Nitelik Çifteköprülüler defalarca bu katillerin isimlerini de vererek bir saldırı planına işaret etmişler ancak buna rağmen hiçbir önlem alınmamıştır. Saldırı göz göre gelmiş esasen öncesinde planlanmıştır. Daha dün silahlı saldırıya uğrayan ormanlarımızı korumak için orada bulunan ve iş makinalarını durdurmak isteyen 3 kardeşimize hain bir saldırı düzenlenmiştir. Saldırıda 2 kardeşimiz yaralandı, Maalesef Reşit Kibar kardeşimizi kaybettik.

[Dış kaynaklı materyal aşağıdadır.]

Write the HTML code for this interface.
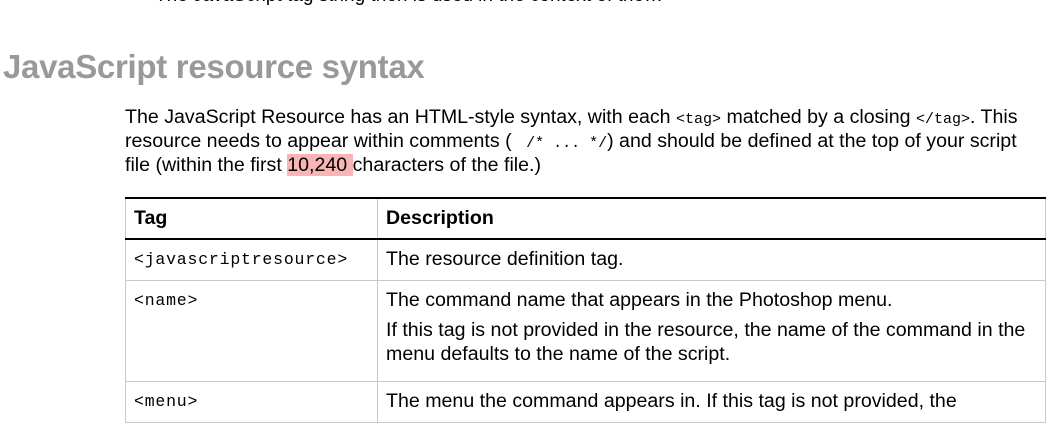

Ormanları yağmalamak isteyenlere karşı doğasını korumak isteyen halk devletçe korunmalıdır. Yapılan saldırılardan ağır hesap sorulmadıkça benzer olayların yaşanmayacağını kim söyleyebilir? Halkın canına kastedilmesi nasıl bir gözü dönmüşlüktür. Halk 120 dönümden büyük bir parkın ve yoğun yapılaşmanın burayı tarmar edeceği gerekçesiyle projenin yol üstüne kaydırılmasını istiyor, kimseye saldırımıyorlardı. Makul ve mantıklı olan taleplerini haykırıyorlar.

En üst hukuk normu olan Anayasa’mızda Madde 56 ‘Herkes sağlıklı ve dengeli bir çevrede yaşama hakkına sahiptir. Çevreyi geliştirmek, çevre sağlığını korumak ve çevre kirlenmesini önlemek devletin ve vatandaşların ödevidir.” demektedir. İşin doğrusu devletin bu vatandaşlara çevreyi korudukları için teşekkür etmesi gerekmektedir. “

Nur Neşe Karahan basın açıklamasını sonunda: “Memleketin ve köyünün onurunu korumak istediği için haince bir silahlı saldırı uğrayan ve hayatını kaybeden güzel kardeşimiz Reşit Kibar dün Hopa’da binlerce kişi tarafından sonsuzluğa uğurlandı. Doğasını korumak için canını verdiği toprağına emanet edildi. Reşit arkadaşımız; kan ve can verilerek kurtarılan bu toprakları canı pahasına koruyan bir kahramandır. Kendisini ormanı ve gençleri kurtarmak için kurşunlara siper etmiştir.

Reşit bir TIR şoförü olarak yaşamını sürdüren ve kahramanlığın nasıl bir şey olduğunu gösteren ülkemizin çevre mücadelesine Cankurtaran’a can emanet eden gerçek bir kahramandır. Reşit Kibar unutulmayacaktır. 

Basın açıklamasına katılanlar ’Reşit Kibar Ölümsüzdür!’, ‘Reşit Kibar Onurumuzdur!’ ‘‘Susma Haykır Talana Dur De!’ sloganları attılar.

Basın açıklaması sırasında polis, çevrede geniş güvenlik önlemleri aldı.